Quelle est votre situation ?
Je suis en culture fruitière. J’ai 15 hectares en pommiers et 13 hectares en poiriers. Auparavant, pour pouvoir se développer, nous avions plusieurs cultures, plus rémunératrices. Mais on savait qu’une année sur cinq, on risquait le gel. Nous les avons donc supprimées pour ne faire que des pommes et des poires. Avec ces espèces-là, sur notre secteur, on ne tentait pas le diable, car nous n’étions jamais gelés. Nous savions que ça nous permettrait d’assurer la rentabilité tous les ans même si c’était moins rémunérateur. On s’est spécialisé là-dedans, tout se passait assez bien. Et puis cet aléa climatique est arrivé. Mon père et mon grand-père n’ont jamais connu un gel de cette ampleur. Chez nous, ça n’est jamais arrivé. Ils ont bien eu quelques petites gelées, mais ils ont toujours pu récolter leurs vergers.

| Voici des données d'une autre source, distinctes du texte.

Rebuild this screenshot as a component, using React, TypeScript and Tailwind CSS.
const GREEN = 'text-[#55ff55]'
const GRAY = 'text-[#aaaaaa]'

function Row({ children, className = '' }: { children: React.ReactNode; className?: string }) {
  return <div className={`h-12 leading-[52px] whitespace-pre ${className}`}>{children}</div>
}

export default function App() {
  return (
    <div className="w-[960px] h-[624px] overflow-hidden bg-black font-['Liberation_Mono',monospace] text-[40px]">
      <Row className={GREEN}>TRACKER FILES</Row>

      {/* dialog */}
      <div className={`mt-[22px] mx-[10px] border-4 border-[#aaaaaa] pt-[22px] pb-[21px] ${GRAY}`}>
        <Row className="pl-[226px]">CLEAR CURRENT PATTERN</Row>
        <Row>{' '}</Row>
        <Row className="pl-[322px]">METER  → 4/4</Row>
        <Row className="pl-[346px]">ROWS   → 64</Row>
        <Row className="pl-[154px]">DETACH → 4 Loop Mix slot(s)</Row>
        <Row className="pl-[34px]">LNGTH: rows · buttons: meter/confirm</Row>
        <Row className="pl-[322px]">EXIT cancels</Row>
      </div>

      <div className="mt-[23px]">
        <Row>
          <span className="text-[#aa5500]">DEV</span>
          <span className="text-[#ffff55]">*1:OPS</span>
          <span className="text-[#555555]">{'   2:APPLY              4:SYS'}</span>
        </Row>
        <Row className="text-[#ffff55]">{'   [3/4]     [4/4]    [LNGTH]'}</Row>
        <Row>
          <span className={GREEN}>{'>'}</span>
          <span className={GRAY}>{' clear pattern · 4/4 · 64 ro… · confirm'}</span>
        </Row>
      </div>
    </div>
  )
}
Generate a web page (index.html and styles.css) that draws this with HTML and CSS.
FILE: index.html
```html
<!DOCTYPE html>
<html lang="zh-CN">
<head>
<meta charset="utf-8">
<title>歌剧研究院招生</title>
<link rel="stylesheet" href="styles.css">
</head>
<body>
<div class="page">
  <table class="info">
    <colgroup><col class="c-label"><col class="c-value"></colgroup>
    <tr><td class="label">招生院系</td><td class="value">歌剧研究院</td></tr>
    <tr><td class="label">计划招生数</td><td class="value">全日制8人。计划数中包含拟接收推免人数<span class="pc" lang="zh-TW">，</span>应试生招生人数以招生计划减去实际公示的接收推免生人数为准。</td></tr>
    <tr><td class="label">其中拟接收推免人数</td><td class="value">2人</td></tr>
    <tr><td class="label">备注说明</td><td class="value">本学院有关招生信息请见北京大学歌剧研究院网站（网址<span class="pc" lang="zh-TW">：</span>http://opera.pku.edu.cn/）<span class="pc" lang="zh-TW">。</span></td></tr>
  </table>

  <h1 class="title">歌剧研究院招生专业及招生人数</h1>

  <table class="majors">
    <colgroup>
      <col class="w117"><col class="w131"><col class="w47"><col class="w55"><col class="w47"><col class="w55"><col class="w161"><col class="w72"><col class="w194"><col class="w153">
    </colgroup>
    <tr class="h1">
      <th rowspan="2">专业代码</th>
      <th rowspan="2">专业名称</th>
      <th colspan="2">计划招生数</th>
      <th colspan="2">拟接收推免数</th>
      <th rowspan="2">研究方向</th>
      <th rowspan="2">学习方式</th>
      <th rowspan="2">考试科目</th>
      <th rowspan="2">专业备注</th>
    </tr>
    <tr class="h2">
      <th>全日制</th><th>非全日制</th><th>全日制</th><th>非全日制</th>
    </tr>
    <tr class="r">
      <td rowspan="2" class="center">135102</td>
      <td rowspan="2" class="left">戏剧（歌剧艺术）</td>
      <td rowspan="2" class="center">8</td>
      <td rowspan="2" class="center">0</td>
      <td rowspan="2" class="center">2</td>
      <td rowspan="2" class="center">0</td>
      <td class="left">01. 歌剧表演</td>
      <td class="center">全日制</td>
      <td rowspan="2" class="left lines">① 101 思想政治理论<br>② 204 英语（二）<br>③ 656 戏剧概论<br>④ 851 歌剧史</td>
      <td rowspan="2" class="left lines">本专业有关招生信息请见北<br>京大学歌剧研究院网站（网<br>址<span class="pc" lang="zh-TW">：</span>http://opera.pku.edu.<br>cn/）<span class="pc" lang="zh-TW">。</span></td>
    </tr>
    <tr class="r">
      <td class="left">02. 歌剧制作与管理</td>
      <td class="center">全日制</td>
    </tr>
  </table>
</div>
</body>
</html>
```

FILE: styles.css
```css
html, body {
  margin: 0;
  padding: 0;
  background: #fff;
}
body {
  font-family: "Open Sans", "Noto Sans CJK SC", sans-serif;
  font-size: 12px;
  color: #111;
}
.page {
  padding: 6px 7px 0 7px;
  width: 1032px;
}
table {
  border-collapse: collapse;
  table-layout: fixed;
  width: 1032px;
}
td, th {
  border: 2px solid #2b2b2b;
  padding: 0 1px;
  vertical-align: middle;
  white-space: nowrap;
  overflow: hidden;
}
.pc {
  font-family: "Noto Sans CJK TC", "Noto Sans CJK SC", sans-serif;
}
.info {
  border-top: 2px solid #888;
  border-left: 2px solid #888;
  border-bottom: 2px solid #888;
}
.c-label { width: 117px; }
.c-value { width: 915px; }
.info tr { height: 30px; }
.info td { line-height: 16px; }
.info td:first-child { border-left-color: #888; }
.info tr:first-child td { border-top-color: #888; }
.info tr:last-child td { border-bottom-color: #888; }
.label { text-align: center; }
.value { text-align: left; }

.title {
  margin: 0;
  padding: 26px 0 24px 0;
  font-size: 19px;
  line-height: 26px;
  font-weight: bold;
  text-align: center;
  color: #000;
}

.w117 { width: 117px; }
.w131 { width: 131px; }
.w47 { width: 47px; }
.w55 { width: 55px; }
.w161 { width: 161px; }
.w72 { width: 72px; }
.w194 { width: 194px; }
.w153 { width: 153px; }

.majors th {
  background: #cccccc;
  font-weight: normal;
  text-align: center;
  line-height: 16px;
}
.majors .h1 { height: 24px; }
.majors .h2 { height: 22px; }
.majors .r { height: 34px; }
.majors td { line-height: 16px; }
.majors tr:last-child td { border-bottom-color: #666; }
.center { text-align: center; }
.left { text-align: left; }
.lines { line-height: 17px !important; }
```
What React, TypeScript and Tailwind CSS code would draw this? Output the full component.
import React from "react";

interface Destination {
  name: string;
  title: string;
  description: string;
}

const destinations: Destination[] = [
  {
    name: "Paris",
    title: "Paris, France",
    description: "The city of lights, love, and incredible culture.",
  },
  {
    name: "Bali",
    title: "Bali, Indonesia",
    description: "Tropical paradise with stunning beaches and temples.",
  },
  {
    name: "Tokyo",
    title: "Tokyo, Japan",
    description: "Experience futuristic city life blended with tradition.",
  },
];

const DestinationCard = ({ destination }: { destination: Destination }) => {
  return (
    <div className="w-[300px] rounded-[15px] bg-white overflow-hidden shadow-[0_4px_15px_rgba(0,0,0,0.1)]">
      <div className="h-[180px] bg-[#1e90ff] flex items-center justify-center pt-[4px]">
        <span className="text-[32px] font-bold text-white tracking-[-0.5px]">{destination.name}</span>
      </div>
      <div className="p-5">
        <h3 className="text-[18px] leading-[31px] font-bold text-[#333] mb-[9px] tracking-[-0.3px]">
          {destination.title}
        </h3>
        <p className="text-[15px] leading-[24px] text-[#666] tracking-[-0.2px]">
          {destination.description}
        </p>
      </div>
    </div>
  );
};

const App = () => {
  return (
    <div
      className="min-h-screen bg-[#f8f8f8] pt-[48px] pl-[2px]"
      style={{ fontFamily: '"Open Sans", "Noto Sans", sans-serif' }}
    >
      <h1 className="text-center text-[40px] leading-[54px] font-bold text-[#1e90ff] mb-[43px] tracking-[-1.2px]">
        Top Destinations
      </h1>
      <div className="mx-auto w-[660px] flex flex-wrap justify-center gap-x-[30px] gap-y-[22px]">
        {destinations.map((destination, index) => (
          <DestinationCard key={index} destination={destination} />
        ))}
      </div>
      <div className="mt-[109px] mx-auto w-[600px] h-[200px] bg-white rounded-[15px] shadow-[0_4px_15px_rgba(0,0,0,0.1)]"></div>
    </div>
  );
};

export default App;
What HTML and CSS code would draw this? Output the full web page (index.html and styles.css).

Comment s’est déroulé cet épisode de gel ? Quel a été son impact sur votre exploitation ?
Je crois que j’ai touché le gros lot… Entre 90 et 100 % de mon exploitation a été gelée. Ça été assez bref, ça a duré huit heures. La température a baissé d’un coup en pleine nuit, jusqu’à atteindre les − 4°C. À minuit, on était presque dans le négatif et toutes les heures, on voyait le thermomètre descendre. Comme nous avons eu un hiver assez doux, la végétation a démarré un peu plus tôt en floraison. Le souci, c’est qu’à cette période, les fruits craignent, ils sont à un stade où il ne faut pas qu’il fasse aussi froid.
Ça faisait quelques jours qu’on nous avertissait qu’un épisode important allait arriver. Comme habituellement nous ne sommes pas en risque gel sur cette production, je ne suis pas équipé d’antigel. Je suis allé chez mon approvisionneur pour acheter des bougies de paraffine pour essayer de limiter la casse. J’ai tenté de protéger un hectare, mais ça n’a pas suffi. Heureusement, les arbres n’ont pas trop souffert. Ils ont un certain âge et sont déjà formés. Quand on les voit aujourd’hui, on ne croirait pas qu’ils ont gelé. Il y a du feuillage, c’est tout vert, l’arbre est très joli. Le problème, c’est qu’il n’y a plus de production. Cette année, on ne ramassera pas de fruit. Il va falloir attendre l’année prochaine pour récolter.
Quelles sont les conséquences ?
Les revenus vont être catastrophiques. Moi je n’ai que ça. J’engage quand même des frais pour permettre les récoltes suivantes. Ils seront moindres, mais je ne peux pas faire l’impasse sur tout ce qui est phytosanitaire. Avec la pluie, il faut traiter pour éviter d’avoir des maladies sur les arbres et leur permettre de se retrouver en bonne santé l’année prochaine.
Je regarde où je peux faire des économies pour pouvoir passer l’année. Tout investissement est supprimé, ça va être reporté. La grande chance c’est que je n’ai pas de permanent.
Comme on s’est spécialisé dans la pomme et la poire, la récolte se fait sur deux, trois mois. Du coup, on a des contrats saisonniers. Et là, malheureusement, on ne va pas pouvoir les reconduire. J’en avais deux qui devaient arriver au mois de mai, j’ai annulé. Pour le moment, on fait double de travail pour essayer de préserver la production de l’année prochaine. On a informé rapidement la MSA. Elle a dépêché une cellule de crise et a tout de suite communiqué sur son site. Les adhérents savent qu’ils peuvent la solliciter dès qu’il y a un problème, mais nous sommes quand même très indépendants dans l’agriculture. J’essaie de me débrouiller par mes propres moyens. Je peux demander un report d’échéances mais c’est comme tout, après, les reports, il va falloir les payer.